Saved entries
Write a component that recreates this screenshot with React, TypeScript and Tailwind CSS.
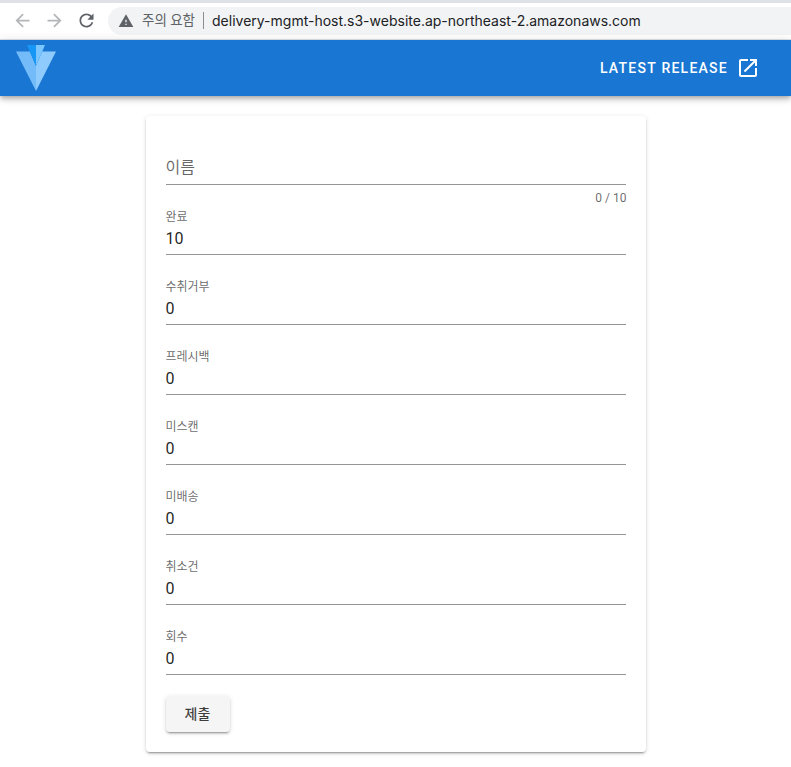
const fields = [
  { label: '완료', value: '10' },
  { label: '수취거부', value: '0' },
  { label: '프레시백', value: '0' },
  { label: '미스캔', value: '0' },
  { label: '미배송', value: '0' },
  { label: '취소건', value: '0' },
  { label: '회수', value: '0' },
];

function BrowserBar() {
  return (
    <div className="bg-white">
      <div className="h-[3px] bg-[#dee1e6]" />
      <div className="flex h-[37px] items-center border-b border-[#dfe3e8] pb-[1px]">
        <svg viewBox="0 0 24 24" className="ml-[12px] h-[21px] w-[21px] fill-[#b4b6b9]">
          <path d="M20 11H7.83l5.59-5.59L12 4l-8 8 8 8 1.41-1.41L7.83 13H20v-2z" />
        </svg>
        <svg viewBox="0 0 24 24" className="ml-[11px] h-[21px] w-[21px] fill-[#b4b6b9]">
          <path d="M4 11h12.17l-5.59-5.59L12 4l8 8-8 8-1.41-1.41L16.17 13H4v-2z" />
        </svg>
        <svg viewBox="0 0 24 24" className="ml-[11px] h-[21px] w-[21px] fill-[#5f6368]">
          <path d="M17.65 6.35C16.2 4.9 14.21 4 12 4c-4.42 0-7.99 3.58-7.99 8s3.57 8 7.99 8c3.73 0 6.84-2.55 7.73-6h-2.08c-.82 2.33-3.04 4-5.65 4-3.31 0-6-2.69-6-6s2.69-6 6-6c1.66 0 3.14.69 4.22 1.78L13 11h7V4l-2.35 2.35z" />
        </svg>
        <div className="ml-[11px] flex h-[28px] flex-1 items-center rounded-l-[14px] bg-[#f1f3f4] pl-[10px]">
          <svg viewBox="0 0 24 24" className="h-[16px] w-[16px] fill-[#5f6368]">
            <path d="M1 21h22L12 2 1 21zm12-3h-2v-2h2v2zm0-4h-2v-4h2v4z" />
          </svg>
          <span className="ml-[8px] text-[13.5px] text-[#5f6368]">주의 요함</span>
          <span className="ml-[8px] h-[17px] w-px bg-[#8a8d91]" />
          <span className="ml-[8px] text-[14px] text-[#202124] [font-family:Inter,sans-serif]">
            delivery-mgmt-host.s3-website.ap-northeast-2.amazonaws.com
          </span>
        </div>
      </div>
    </div>
  );
}

function Logo() {
  return (
    <svg viewBox="0 0 40 46" className="h-[46px] w-[40px]">
      <path d="M0 6.5h13.8L20 21v25z" fill="#74bbf9" />
      <path d="M40 6.5H26.2L20 21v25z" fill="#90cbfd" />
      <path d="M11 0h9v21z" fill="#1697f6" />
      <path d="M29 0h-9v21z" fill="#7bc6ff" />
    </svg>
  );
}

function AppBar() {
  return (
    <header className="relative z-10 flex h-[56px] items-center justify-between bg-[#1976d2] pl-[16px] pr-[31px] shadow-[0_2px_4px_-1px_rgba(0,0,0,0.2),0_4px_5px_0_rgba(0,0,0,0.14),0_1px_10px_0_rgba(0,0,0,0.12)]">
      <Logo />
      <div className="flex items-center text-white">
        <span className="pt-[1px] text-[14px] font-medium uppercase tracking-[1.25px]">Latest Release</span>
        <svg viewBox="0 0 24 24" className="ml-[8px] h-[24px] w-[24px] fill-white">
          <path d="M19 19H5V5h7V3H5c-1.11 0-2 .9-2 2v14c0 1.1.89 2 2 2h14c1.1 0 2-.9 2-2v-7h-2v7zM14 3v2h3.59l-9.83 9.83 1.41 1.41L19 6.41V10h2V3h-7z" />
        </svg>
      </div>
    </header>
  );
}

function Field({ label, value }: { label: string; value: string }) {
  return (
    <div className="pb-[22px]">
      <div className="h-[48px] border-b border-[#949494]">
        <div className="pt-[3px] text-[12px] leading-[14px] text-[#00000099]">{label}</div>
        <div className="mt-[5px] text-[16px] leading-[20px] text-[#000000de]">{value}</div>
      </div>
    </div>
  );
}

export default function App() {
  return (
    <div className="min-h-[767px] bg-white [font-family:Roboto,'Noto_Sans_CJK_KR',sans-serif]">
      <BrowserBar />
      <AppBar />
      <main className="flex justify-center pt-[20px]">
        <form className="w-[500px] rounded bg-white px-[20px] pb-[20px] pt-[21px] shadow-[0_3px_1px_-2px_rgba(0,0,0,0.2),0_2px_2px_0_rgba(0,0,0,0.14),0_1px_5px_0_rgba(0,0,0,0.12)]">
          <div className="flex h-[48px] items-end border-b border-[#949494] pb-[6px] text-[16px] leading-[20px] text-[#00000099]">
            이름
          </div>
          <div className="-mr-[1px] h-[22px] pt-[6px] text-right text-[12px] leading-[14px] text-[#00000099]">0 / 10</div>
          {fields.map(f => (
            <Field key={f.label} label={f.label} value={f.value} />
          ))}
          <button
            type="button"
            className="-mt-[1px] block h-[36px] w-[64px] rounded bg-[#f5f5f5] text-[14px] font-medium text-[#000000c0] shadow-[0_3px_1px_-2px_rgba(0,0,0,0.2),0_2px_2px_0_rgba(0,0,0,0.14),0_1px_5px_0_rgba(0,0,0,0.12)]"
          >
            제출
          </button>
        </form>
      </main>
    </div>
  );
}
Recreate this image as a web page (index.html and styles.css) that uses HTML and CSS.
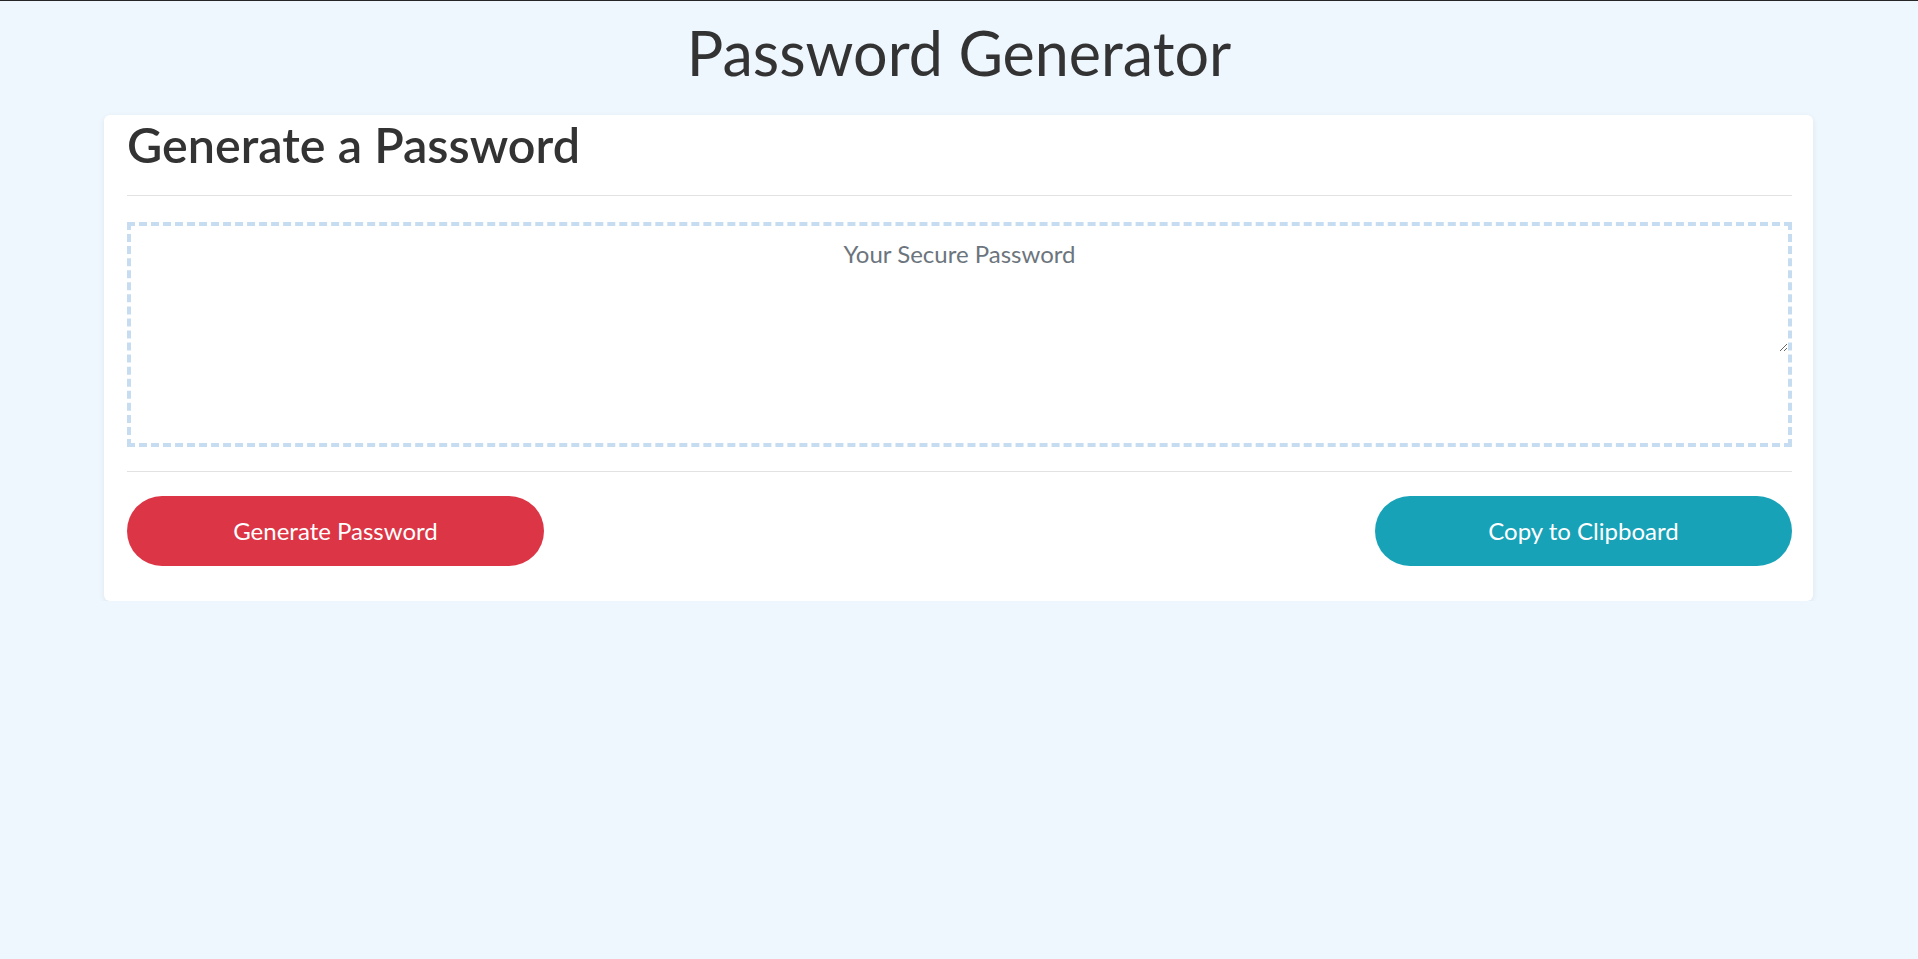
FILE: index.html
```html
<!DOCTYPE html>
<html lang="en">
<head>
<meta charset="utf-8">
<title>Password Generator</title>
<link rel="stylesheet" href="styles.css">
</head>
<body>
<h1 class="page-title">Password Generator</h1>
<div class="card">
  <div class="card-header">
    <h2 class="card-title">Generate a Password</h2>
  </div>
  <div class="card-body">
    <textarea class="password" placeholder="Your Secure Password" aria-label="Generated Password"></textarea>
  </div>
  <div class="card-footer">
    <button class="btn btn-generate" type="button">Generate Password</button>
    <button class="btn btn-copy" type="button">Copy to Clipboard</button>
  </div>
</div>
</body>
</html>
```

FILE: styles.css
```css
* { box-sizing: border-box; }
html, body { margin: 0; padding: 0; }
body {
  background: #eff7fe;
  border-top: 1px solid #262626;
  font-family: Lato, "Open Sans", sans-serif;
  color: #333;
}
.page-title {
  margin: 16px 0 26px;
  font-size: 61px;
  line-height: 72px;
  font-weight: 400;
  text-align: center;
  color: #333;
}
.card {
  margin: 0 105px 0 104px;
  background: #fff;
  border-radius: 6px;
  box-shadow: 0 2px 6px rgba(0, 0, 0, 0.07);
  padding: 0 21px 35px 23px;
}
.card-header {
  padding-bottom: 22px;
  border-bottom: 1px solid #e2e2e2;
}
.card-title {
  margin: 0;
  font-size: 48.5px;
  line-height: 58px;
  font-weight: 600;
  color: #333;
}
.card-body {
  margin: 26px 0 24px;
  height: 225px;
  border: 4px dashed #c6ddf1;
}
.password {
  display: block;
  width: 100%;
  height: 126px;
  border: none;
  outline: none;
  padding: 10px 12px;
  font-family: inherit;
  font-size: 24px;
  line-height: 36px;
  text-align: center;
  color: #333;
  background: transparent;
}
.password::placeholder { color: #6c757d; }
.card-footer {
  border-top: 1px solid #e2e2e2;
  padding-top: 24px;
  display: flex;
  justify-content: space-between;
}
.btn {
  width: 417px;
  height: 70px;
  border: none;
  border-radius: 35px;
  color: #fff;
  font-family: inherit;
  font-size: 24px;
  line-height: 1;
}
.btn-generate { background: #dc3545; }
.btn-copy { background: #17a2b8; }
```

AIM OF THE TASK
Leave out the pictures and print every line of the data exactly.

WRITTEN REPLY
Write a component that recreates this screenshot with React, TypeScript and Tailwind CSS.
const fields = [
  { label: '완료', value: '10' },
  { label: '수취거부', value: '0' },
  { label: '프레시백', value: '0' },
  { label: '미스캔', value: '0' },
  { label: '미배송', value: '0' },
  { label: '취소건', value: '0' },
  { label: '회수', value: '0' },
];

function BrowserBar() {
  return (
    <div className="bg-white">
      <div className="h-[3px] bg-[#dee1e6]" />
      <div className="flex h-[37px] items-center border-b border-[#dfe3e8] pb-[1px]">
        <svg viewBox="0 0 24 24" className="ml-[12px] h-[21px] w-[21px] fill-[#b4b6b9]">
          <path d="M20 11H7.83l5.59-5.59L12 4l-8 8 8 8 1.41-1.41L7.83 13H20v-2z" />
        </svg>
        <svg viewBox="0 0 24 24" className="ml-[11px] h-[21px] w-[21px] fill-[#b4b6b9]">
          <path d="M4 11h12.17l-5.59-5.59L12 4l8 8-8 8-1.41-1.41L16.17 13H4v-2z" />
        </svg>
        <svg viewBox="0 0 24 24" className="ml-[11px] h-[21px] w-[21px] fill-[#5f6368]">
          <path d="M17.65 6.35C16.2 4.9 14.21 4 12 4c-4.42 0-7.99 3.58-7.99 8s3.57 8 7.99 8c3.73 0 6.84-2.55 7.73-6h-2.08c-.82 2.33-3.04 4-5.65 4-3.31 0-6-2.69-6-6s2.69-6 6-6c1.66 0 3.14.69 4.22 1.78L13 11h7V4l-2.35 2.35z" />
        </svg>
        <div className="ml-[11px] flex h-[28px] flex-1 items-center rounded-l-[14px] bg-[#f1f3f4] pl-[10px]">
          <svg viewBox="0 0 24 24" className="h-[16px] w-[16px] fill-[#5f6368]">
            <path d="M1 21h22L12 2 1 21zm12-3h-2v-2h2v2zm0-4h-2v-4h2v4z" />
          </svg>
          <span className="ml-[8px] text-[13.5px] text-[#5f6368]">주의 요함</span>
          <span className="ml-[8px] h-[17px] w-px bg-[#8a8d91]" />
          <span className="ml-[8px] text-[14px] text-[#202124] [font-family:Inter,sans-serif]">
            delivery-mgmt-host.s3-website.ap-northeast-2.amazonaws.com
          </span>
        </div>
      </div>
    </div>
  );
}

function Logo() {
  return (
    <svg viewBox="0 0 40 46" className="h-[46px] w-[40px]">
      <path d="M0 6.5h13.8L20 21v25z" fill="#74bbf9" />
      <path d="M40 6.5H26.2L20 21v25z" fill="#90cbfd" />
      <path d="M11 0h9v21z" fill="#1697f6" />
      <path d="M29 0h-9v21z" fill="#7bc6ff" />
    </svg>
  );
}

function AppBar() {
  return (
    <header className="relative z-10 flex h-[56px] items-center justify-between bg-[#1976d2] pl-[16px] pr-[31px] shadow-[0_2px_4px_-1px_rgba(0,0,0,0.2),0_4px_5px_0_rgba(0,0,0,0.14),0_1px_10px_0_rgba(0,0,0,0.12)]">
      <Logo />
      <div className="flex items-center text-white">
        <span className="pt-[1px] text-[14px] font-medium uppercase tracking-[1.25px]">Latest Release</span>
        <svg viewBox="0 0 24 24" className="ml-[8px] h-[24px] w-[24px] fill-white">
          <path d="M19 19H5V5h7V3H5c-1.11 0-2 .9-2 2v14c0 1.1.89 2 2 2h14c1.1 0 2-.9 2-2v-7h-2v7zM14 3v2h3.59l-9.83 9.83 1.41 1.41L19 6.41V10h2V3h-7z" />
        </svg>
      </div>
    </header>
  );
}

function Field({ label, value }: { label: string; value: string }) {
  return (
    <div className="pb-[22px]">
      <div className="h-[48px] border-b border-[#949494]">
        <div className="pt-[3px] text-[12px] leading-[14px] text-[#00000099]">{label}</div>
        <div className="mt-[5px] text-[16px] leading-[20px] text-[#000000de]">{value}</div>
      </div>
    </div>
  );
}

export default function App() {
  return (
    <div className="min-h-[767px] bg-white [font-family:Roboto,'Noto_Sans_CJK_KR',sans-serif]">
      <BrowserBar />
      <AppBar />
      <main className="flex justify-center pt-[20px]">
        <form className="w-[500px] rounded bg-white px-[20px] pb-[20px] pt-[21px] shadow-[0_3px_1px_-2px_rgba(0,0,0,0.2),0_2px_2px_0_rgba(0,0,0,0.14),0_1px_5px_0_rgba(0,0,0,0.12)]">
          <div className="flex h-[48px] items-end border-b border-[#949494] pb-[6px] text-[16px] leading-[20px] text-[#00000099]">
            이름
          </div>
          <div className="-mr-[1px] h-[22px] pt-[6px] text-right text-[12px] leading-[14px] text-[#00000099]">0 / 10</div>
          {fields.map(f => (
            <Field key={f.label} label={f.label} value={f.value} />
          ))}
          <button
            type="button"
            className="-mt-[1px] block h-[36px] w-[64px] rounded bg-[#f5f5f5] text-[14px] font-medium text-[#000000c0] shadow-[0_3px_1px_-2px_rgba(0,0,0,0.2),0_2px_2px_0_rgba(0,0,0,0.14),0_1px_5px_0_rgba(0,0,0,0.12)]"
          >
            제출
          </button>
        </form>
      </main>
    </div>
  );
}
Recreate this image as a web page (index.html and styles.css) that uses HTML and CSS.
FILE: index.html
```html
<!DOCTYPE html>
<html lang="en">
<head>
<meta charset="utf-8">
<title>Password Generator</title>
<link rel="stylesheet" href="styles.css">
</head>
<body>
<h1 class="page-title">Password Generator</h1>
<div class="card">
  <div class="card-header">
    <h2 class="card-title">Generate a Password</h2>
  </div>
  <div class="card-body">
    <textarea class="password" placeholder="Your Secure Password" aria-label="Generated Password"></textarea>
  </div>
  <div class="card-footer">
    <button class="btn btn-generate" type="button">Generate Password</button>
    <button class="btn btn-copy" type="button">Copy to Clipboard</button>
  </div>
</div>
</body>
</html>
```

FILE: styles.css
```css
* { box-sizing: border-box; }
html, body { margin: 0; padding: 0; }
body {
  background: #eff7fe;
  border-top: 1px solid #262626;
  font-family: Lato, "Open Sans", sans-serif;
  color: #333;
}
.page-title {
  margin: 16px 0 26px;
  font-size: 61px;
  line-height: 72px;
  font-weight: 400;
  text-align: center;
  color: #333;
}
.card {
  margin: 0 105px 0 104px;
  background: #fff;
  border-radius: 6px;
  box-shadow: 0 2px 6px rgba(0, 0, 0, 0.07);
  padding: 0 21px 35px 23px;
}
.card-header {
  padding-bottom: 22px;
  border-bottom: 1px solid #e2e2e2;
}
.card-title {
  margin: 0;
  font-size: 48.5px;
  line-height: 58px;
  font-weight: 600;
  color: #333;
}
.card-body {
  margin: 26px 0 24px;
  height: 225px;
  border: 4px dashed #c6ddf1;
}
.password {
  display: block;
  width: 100%;
  height: 126px;
  border: none;
  outline: none;
  padding: 10px 12px;
  font-family: inherit;
  font-size: 24px;
  line-height: 36px;
  text-align: center;
  color: #333;
  background: transparent;
}
.password::placeholder { color: #6c757d; }
.card-footer {
  border-top: 1px solid #e2e2e2;
  padding-top: 24px;
  display: flex;
  justify-content: space-between;
}
.btn {
  width: 417px;
  height: 70px;
  border: none;
  border-radius: 35px;
  color: #fff;
  font-family: inherit;
  font-size: 24px;
  line-height: 1;
}
.btn-generate { background: #dc3545; }
.btn-copy { background: #17a2b8; }
```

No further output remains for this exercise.